Photo by Rey Spadoni

I vividly remember attending Mass as a child at my hometown parish of St. Mary’s. There was a large upper church and a substantial lower church as well. For many of the Masses, both spaces were packed with the faithful and at the same time. If you were even just a few minutes late, you had to stand the entire time and though my brothers and I weren’t inclined to race to Mass in those days, standing for over an hour was enough of a deterrent. So, we lined up and were standing by the car in the driveway early every Sunday morning in order to get there on time.

I recall older gentlemen sitting by the church doors in front of dark wooden desks with neatly stacked rows of quarters placed carefully across the top. My father would lay down a few coins as we entered and then we would proceed into the packed building, hoping for enough seats to accommodate all of us. It was a frequent occurrence that my family needed to be separated across multiple rows in order to be seated. Ushers made sure we were well tended to as we went through this entire process. They were the highly organized ringleaders of an efficient, well-oiled machine. The sheer number of people in two big churches required such attention to detail.

But things have changed.

There are less Catholics attending Mass these days. Survey data indicates that the largest growing faith segment are the “Nones”, who are unaffiliated yet who consider themselves spiritual in some way. Many will note: “I believe in God, but I’m not very religious”. We live in an age of institutional distrust and so this is not at all surprising.

As an evangelizing Church with a mission of continuing the work of Jesus and because of the very human instinct to measure success by sheer numbers, less churchgoers these days feels like a defeat of some sort. Empty pews suggests that perhaps we are not fulfilling our mission. Many of us have friends and family members who have turned away, who count themselves as a None, or who have felt some measure of disappointment with the Church… and so they have departed. This certainly feels like a defeat, and on a very personal level.

Scripture offers us insight into how Jesus approached this same issue in his time. When he healed ten lepers, only one returned to him to acknowledge what had happened. That’s a 10% success rate. And during what is referred to as “The Bread of Life Discourse”, Jesus allowed those who could not accept his Eucharistic message to simply depart. It seems that Jesus himself was looking for quality over quantity.
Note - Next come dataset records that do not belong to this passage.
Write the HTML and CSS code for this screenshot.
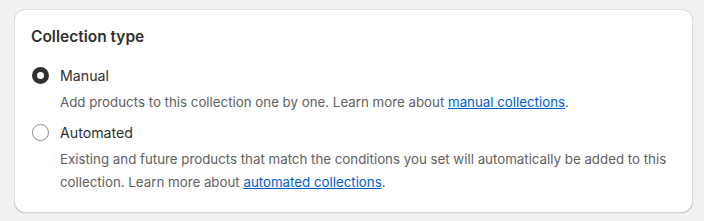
FILE: index.html
```html
<!DOCTYPE html>
<html>
	<head>
		<link rel="stylesheet" href="styles.css">
	</head>
	<body>
		<div class="card">
			<h2 class="card-title">Collection type</h2>
			<div class="choices">
				<label class="choice">
					<span class="radio checked"></span>
					<span class="choice-label">Manual</span>
				</label>
				<p class="help">
					Add products to this collection one by one. Learn more about
					<a href="#">manual collections</a>.
				</p>
				<label class="choice">
					<span class="radio"></span>
					<span class="choice-label">Automated</span>
				</label>
				<p class="help">
					Existing and future products that match the conditions you set will automatically be added to this
					collection. Learn more about <a href="#">automated collections</a>.
				</p>
			</div>
		</div>
	</body>
</html>
```

FILE: styles.css
```css
body {
	margin: 0;
	padding: 9px 11px 8px 14px;
	background: #f1f1f1;
	font-family: Inter, "Noto Sans", sans-serif;
	color: #303030;
}
.card {
	background: white;
	border-radius: 12px;
	padding: 18px 17px 19px;
	box-shadow: 0 1px 0 0 rgba(26, 26, 26, 0.07), 0 1px 0 0 rgba(204, 204, 204, 0.5) inset, 0 -1px 0 0 rgba(0, 0, 0, 0.17) inset, -1px 0 0 0 rgba(0, 0, 0, 0.13) inset, 1px 0 0 0 rgba(0, 0, 0, 0.13) inset;
}
.card-title {
	margin: 0 0 17px;
	font-size: 15.5px;
	font-weight: 600;
	line-height: 20px;
}
.choice {
	display: flex;
	align-items: center;
	gap: 11px;
	height: 22px;
}
.radio {
	width: 17px;
	height: 17px;
	box-sizing: border-box;
	border-radius: 50%;
	border: 1px solid #8a8a8a;
	margin-left: 1px;
}
.radio.checked {
	border: 5px solid #303030;
}
.choice-label {
	font-size: 14.2px;
}
.help {
	margin: 5px 0 7px 29px;
	font-size: 13.3px;
	line-height: 23px;
	color: #616161;
}
.help:last-child {
	margin-bottom: 0;
}
.help a {
	color: #005bd3;
}
```
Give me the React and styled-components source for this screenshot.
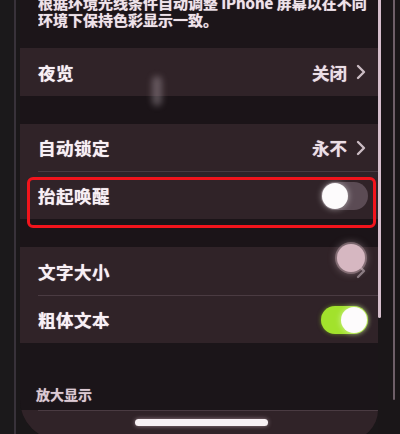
import React from "react";
import styled, { createGlobalStyle } from "styled-components";

const Global = createGlobalStyle`
  html, body { margin: 0; padding: 0; background: #171416; }
  #root { width: 400px; height: 434px; overflow: hidden; }
  * { box-sizing: border-box; }
`;

const Frame = styled.div`
  position: relative;
  display: flex;
  width: 400px;
  height: 434px;
  overflow: hidden;
  background: #1a1719;
  font-family: "Noto Sans CJK SC", "Noto Sans", sans-serif;
`;

const LeftBezel = styled.div`
  flex: 0 0 16px;
  background: #1b191b;
  border-right: 2px solid #38323a;
`;

const Screen = styled.div`
  flex: 0 0 358px;
  margin-left: 4px;
  height: 440px;
  display: flex;
  flex-direction: column;
  background: #1b1418;
  border-bottom-left-radius: 40px;
  border-bottom-right-radius: 30px;
  overflow: hidden;
`;

const RightBezel = styled.div`
  position: relative;
  flex: 1;
  display: flex;
  background: #1a1618;
`;

const ScrollIndicator = styled.div`
  flex: 0 0 3px;
  height: 318px;
  border-radius: 0 0 2px 2px;
  background: #d6bfcc;
`;

const BezelLine = styled.div`
  flex: 0 0 2px;
  margin-left: 12px;
  height: 400px;
  background: #6e5f68;
  border-radius: 0 0 2px 2px;
`;

const Footer = styled.div`
  margin-top: -6px;
  padding: 0 10px 20px 18px;
  color: #efe3ea;
  font-size: 15px;
  font-weight: 700;
  line-height: 17px;
  white-space: nowrap;
  background: #1c1519;
  text-shadow: 0 0 1px rgba(255, 240, 248, 0.7);
`;

const FooterLine = styled.div`
  overflow: hidden;
`;

const Gap = styled.div`
  height: ${(p) => p.$h}px;
  background: #1b1418;
`;

const SectionHeader = styled.div`
  padding: 43px 18px 8px 16px;
  color: #dccad4;
  font-size: 14px;
  font-weight: 700;
  line-height: 16px;
  background: #1b1519;
  text-shadow: 0 0 1px rgba(240, 220, 230, 0.6);
`;

const Group = styled.div`
  display: flex;
  flex-direction: column;
  background: #302328;
`;

const Row = styled.div`
  display: flex;
  align-items: center;
  height: ${(p) => p.$h || 48}px;
  margin-left: 18px;
  padding-right: 12px;
  border-top: ${(p) => (p.$divider ? "1px solid #4a3b42" : "none")};
`;

const Title = styled.span`
  flex: 1;
  color: #f8f0f5;
  font-size: 17.5px;
  font-weight: 700;
  letter-spacing: 0.5px;
  text-shadow: 0 0 1px rgba(255, 245, 250, 0.8);
`;

const Value = styled.span`
  color: #ebdfe6;
  font-size: 17.5px;
  font-weight: 700;
  margin-right: 9px;
  text-shadow: 0 0 1px rgba(255, 240, 248, 0.7);
`;

const Chevron = ({ faint }) => (
  <svg width="10" height="16" viewBox="0 0 10 16" style={{ opacity: faint ? 0.55 : 1 }}>
    <path d="M2 2 L8 8 L2 14" fill="none" stroke="#cbbcc4" strokeWidth="2.4" strokeLinecap="round" strokeLinejoin="round" />
  </svg>
);

const Track = styled.div`
  position: relative;
  width: 47px;
  height: 28px;
  border-radius: 14px;
  margin-right: -2px;
  background: ${(p) => (p.$on ? "#a2e22c" : "#5b4b54")};
  box-shadow: ${(p) => (p.$on ? "0 0 4px rgba(160,230,40,0.5)" : "none")};
`;

const Knob = styled.div`
  position: absolute;
  top: 1px;
  left: ${(p) => (p.$on ? "20px" : "1px")};
  width: 26px;
  height: 26px;
  border-radius: 50%;
  background: #fdfbfc;
  box-shadow: 0 0 6px rgba(255, 255, 255, 0.55);
`;

const Toggle = ({ on }) => (
  <Track $on={on}>
    <Knob $on={on} />
  </Track>
);

const Highlight = styled.div`
  position: absolute;
  left: 27px;
  top: 177px;
  width: 349px;
  height: 51px;
  border: 3.5px solid #f2141c;
  border-radius: 6px;
`;

const TouchDot = styled.div`
  position: absolute;
  left: 337px;
  top: 244px;
  width: 28px;
  height: 28px;
  border-radius: 50%;
  background: #d6b7c1;
  box-shadow: 0 0 0 2px rgba(214, 183, 193, 0.35), 0 0 8px rgba(230, 200, 210, 0.6);
`;

const Glare = styled.div`
  position: absolute;
  left: 152px;
  top: 76px;
  width: 10px;
  height: 30px;
  border-radius: 5px;
  background: rgba(200, 185, 195, 0.35);
  filter: blur(3px);
`;

const HomeBar = styled.div`
  position: absolute;
  left: 135px;
  top: 419px;
  width: 133px;
  height: 7px;
  border-radius: 4px;
  background: #f7f1f4;
  box-shadow: 0 0 4px rgba(255, 230, 240, 0.5);
`;

export default function App() {
  return (
    <>
      <Global />
      <Frame>
        <LeftBezel />
        <Screen>
          <Footer>
            <FooterLine>根据环境光线条件自动调整 iPhone 屏幕以在不同</FooterLine>
            <FooterLine>环境下保持色彩显示一致。</FooterLine>
          </Footer>
          <Group>
            <Row>
              <Title>夜览</Title>
              <Value>关闭</Value>
              <Chevron />
            </Row>
          </Group>
          <Gap $h={30} />
          <Group>
            <Row $h={47}>
              <Title>自动锁定</Title>
              <Value>永不</Value>
              <Chevron />
            </Row>
            <Row $divider>
              <Title>抬起唤醒</Title>
              <Toggle on={false} />
            </Row>
          </Group>
          <Gap $h={30} />
          <Group>
            <Row>
              <Title>文字大小</Title>
              <Chevron faint />
            </Row>
            <Row $divider>
              <Title>粗体文本</Title>
              <Toggle on />
            </Row>
          </Group>
          <SectionHeader>放大显示</SectionHeader>
          <Group>
            <Row $divider $h={30} />
          </Group>
        </Screen>
        <RightBezel>
          <ScrollIndicator />
          <BezelLine />
        </RightBezel>
        <Glare />
        <Highlight />
        <TouchDot />
        <HomeBar />
      </Frame>
    </>
  );
}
A few weeks ago, I attended a meeting with a large group of Jewish health care executives who were discussing the challenges that their faith-based organizations are facing. During one of the meetings, my colleagues were describing the important differences between “spiritual Jews” and “cultural Jews” with the former more drawn to the religious facets of the faith while the latter were more inclined to identify with the cultural components. I was fascinated by this because I thought back to the packed churches of St. Mary’s that I experienced as a child. Were some of the people there spiritual Catholics while others were cultural Catholics? So many people who I knew back then were Catholic and it was simply part of the weekly routine to attend Mass on Sunday mornings. Many of us did that largely because it was the accepted thing to do, because it’s what most other people we knew were doing, and because it felt natural. In those days, I was a cultural Catholic and I was going through the motions not only because my parents forced me to but also because it just seemed normal. 

Over time, I became a spiritual Catholic… and this changed my life. For the better. I come to Mass not because anyone is forcing me and certainly not because others believe it’s normal. I come to Mass because I want to. Perhaps like the ten lepers, only 10% are, in the end, hoping to follow Jesus to the edge of time. 
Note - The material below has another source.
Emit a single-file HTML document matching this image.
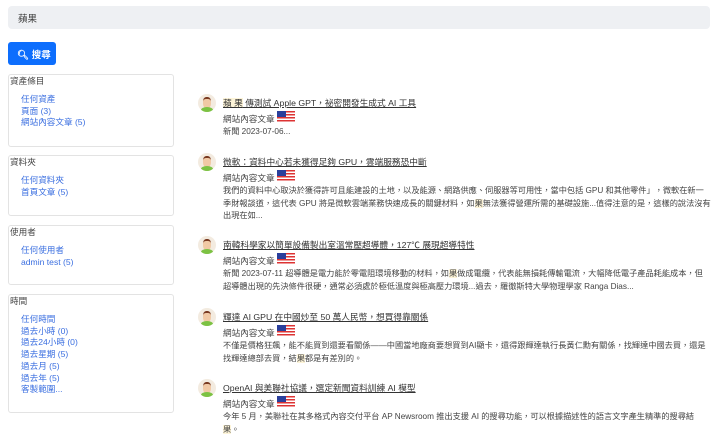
<!DOCTYPE html>
<html><head><meta charset="utf-8"><style>
*{margin:0;padding:0;box-sizing:border-box}
body{width:720px;height:445px;background:#fff;font-family:"Liberation Sans","Noto Sans CJK TC",sans-serif;font-size:8.6px;color:#333;position:relative;overflow:hidden}
.inp{position:absolute;left:8px;top:6px;width:702px;height:23px;background:#eef0f3;border-radius:4px;padding:5px 10px;font-size:9.5px;color:#444}
.btn{position:absolute;left:8px;top:42px;width:48px;height:23px;background:#0d6efd;border-radius:3px;color:#fff;font-size:9.5px;font-weight:bold;padding:5px 0 0 9px}
.box{position:absolute;left:8px;width:166px;border:1px solid #e3e3e3;border-radius:3px}
.box .h{padding:1px 0 0 1px;color:#444;line-height:11px}
.box ul{list-style:none;padding:7px 0 0 12px}
.box li{color:#3b6fe0;line-height:11.7px}
.r{position:absolute;left:198px;width:515px;white-space:nowrap}
.av{position:absolute;left:0;top:-4px;width:18px;height:18px;border-radius:50%;background:#f3ebe0;overflow:hidden}
.av:before{content:"";position:absolute;left:5px;top:3px;width:8px;height:9px;border-radius:40%;background:#f1c9a5;border-top:2px solid #7a3b22}
.av:after{content:"";position:absolute;left:3px;top:13px;width:12px;height:6px;border-radius:50% 50% 0 0;background:#7cc243}
.t{margin-left:25px;text-decoration:underline;color:#333;font-size:8.7px;line-height:11px}
.m{margin-left:25px;line-height:12.5px;color:#444;font-size:8.2px}
.m1{margin-left:25px;line-height:13px;margin-top:2px;color:#444}
.fl{display:inline-block;width:18px;height:12px;vertical-align:-1px;background:repeating-linear-gradient(#d33 0 1.5px,#fff 1.5px 3px);position:relative}
.fl:before{content:"";position:absolute;left:0;top:0;width:9px;height:6px;background:#2a3f9c}
.hl{background:#fdf4d8}
</style></head><body>
<div class="inp">蘋果</div>
<div class="btn">&#x1F50D;&#xFE0E; 搜尋</div>
<div class="box" style="top:74px;height:73px"><div class="h">資產條目</div><ul><li>任何資產</li><li>頁面 (3)</li><li>網站內容文章 (5)</li></ul></div>
<div class="box" style="top:155px;height:61px"><div class="h">資料夾</div><ul><li>任何資料夾</li><li>首頁文章 (5)</li></ul></div>
<div class="box" style="top:225px;height:60px"><div class="h">使用者</div><ul><li>任何使用者</li><li>admin test (5)</li></ul></div>
<div class="box" style="top:294px;height:119px"><div class="h">時間</div><ul><li>任何時間</li><li>過去小時 (0)</li><li>過去24小時 (0)</li><li>過去星期 (5)</li><li>過去月 (5)</li><li>過去年 (5)</li><li>客製範圍...</li></ul></div>

<div class="r" style="top:98px"><div class="av"></div><div class="t"><span class="hl">蘋 果</span> 傳測試 Apple GPT，祕密開發生成式 AI 工具</div><div class="m1">網站內容文章 <span class="fl"></span></div><div class="m">新聞 2023-07-06...</div></div>
<div class="r" style="top:157px"><div class="av"></div><div class="t">微軟：資料中心若未獲得足夠 GPU，雲端服務恐中斷</div><div class="m1">網站內容文章 <span class="fl"></span></div><div class="m">我們的資料中心取決於獲得許可且能建設的土地，以及能源、網路供應、伺服器等可用性，當中包括 GPU 和其他零件」，微軟在新一<br>季財報談道，這代表 GPU 將是微軟雲端業務快速成長的關鍵材料，如<span class="hl">果</span>無法獲得營運所需的基礎設施...值得注意的是，這樣的說法沒有<br>出現在如...</div></div>
<div class="r" style="top:240px"><div class="av"></div><div class="t">南韓科學家以簡單設備製出室溫常壓超導體，127℃ 展現超導特性</div><div class="m1">網站內容文章 <span class="fl"></span></div><div class="m">新聞 2023-07-11 超導體是電力能於零電阻環境移動的材料，如<span class="hl">果</span>做成電纜，代表能無損耗傳輸電流，大幅降低電子產品耗能成本，但<br>超導體出現的先決條件很硬，通常必須處於極低溫度與極高壓力環境...過去，羅徹斯特大學物理學家 Ranga Dias...</div></div>
<div class="r" style="top:312px"><div class="av"></div><div class="t">輝達 AI GPU 在中國炒至 50 萬人民幣，想買得靠關係</div><div class="m1">網站內容文章 <span class="fl"></span></div><div class="m">不僅是價格狂飆，能不能買到還要看關係——中國當地廠商要想買到AI顯卡，還得跟輝達執行長黃仁勳有關係，找輝達中國去買，還是<br>找輝達總部去買，結<span class="hl">果</span>都是有差別的。</div></div>
<div class="r" style="top:383px"><div class="av"></div><div class="t">OpenAI 與美聯社協議，選定新聞資料訓練 AI 模型</div><div class="m1">網站內容文章 <span class="fl"></span></div><div class="m">今年 5 月，美聯社在其多格式內容交付平台 AP Newsroom 推出支援 AI 的搜尋功能，可以根據描述性的語言文字產生精準的搜尋結<br><span class="hl">果</span>。</div></div>
</body></html>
I’m not trying to turn lemons into lemonade here, but I do think it’s worth reassessing our view of what it means to be Catholic. And it’s worth thinking less about sheer numbers and more about deep faith, true belief, and whether like that one saved leper, we too are willing to follow Jesus to the edge of time. 

I guess I’d rather walk that path with just a few who are committed to the task than a huge crowd who are only going through the motions.


  1. I find your thoughts very interesting. I have encountered many of the same situations in my life. I agree that many Catholics have fallen off. But I can in no way understand what motivates people to go or not to go. What I do believe is that many Catholics have a religious education of a third grader. Maybe some go to be seen or for other unknown reasons. Only God knows we can never know. In the end we have a choice. Yes or no


  2. Dear Deacon Ray, Thank you for this. My family are falling away Catholics. I pray for them through the intercession of St. Monica that they will return. Though every now and then I plant a seed by asking if they would want to go to church with me or attend an adoration hour with me, I don’t push. Being Catholic is an amazing gift God has given me. He’s helps me grow by putting those special people in my life that also love being Catholic. I want my family to see that. See the amazing love I have for my Catholic faith. See that It’s not a habit it’s a spiritual need that I can not live without. Thanks again.


    • Camilla – thank you for your thoughtful comment. Your situation is one which we can all relate to. Your family is very fortunate to have your good example and prayer. Blessings to you.